O próprio Uber realiza experiências com carros autônomos em Pittsburgh e um de seus principais rivais, o Lyft, fez uma parceria estratégica com a GM, que faz testes parecidos. Isso mostra que o principal problema a ser enfrentado por processos assim nunca foi a extinção de toda uma classe de trabalhadores, mas o deslocamento urbano (quando se constituiu décadas atrás, aliás, aquela classe de trabalhadores tinha o mesmo propósito). Quando entrarmos em carros sem motoristas para ir de A até B, provavelmente será um serviço ainda mais barato e o nosso excedente de consumidor será ainda maior, até o dia em que a própria noção de dinheiro será irrelevante, seja para adquirir bens, seja para se divertir ou fazer negócios… Nesse futuro, o conceito de curva de demanda talvez deixe de existir.

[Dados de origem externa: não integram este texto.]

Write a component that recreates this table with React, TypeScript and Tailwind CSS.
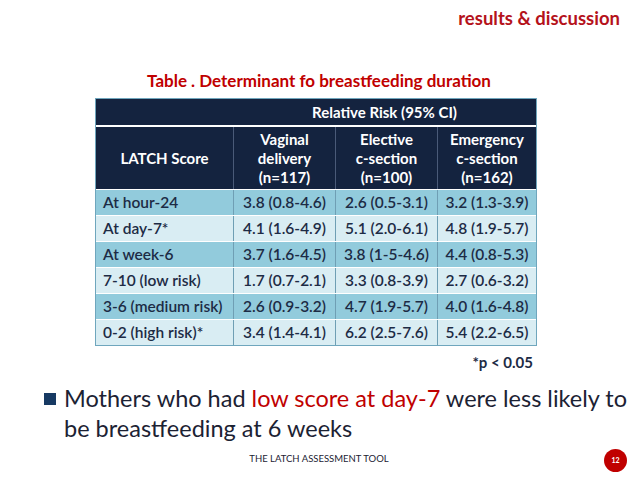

Enquanto isso, diversos setores seguem patinando porque acreditam que basta ter um site responsivo e bacanudo para se posicionar de forma digna na revolução digital. Hospedagem, seguros, financeiro, varejo, imobiliário, publicidade, jornalismo… Todos parecem ter sempre à mão uma toalha nova para enxugar um gelo velho. Hoje, estão só lustrando a ponta do iceberg. Mas ainda não descobriram que ele não vai muito mais fundo que isso.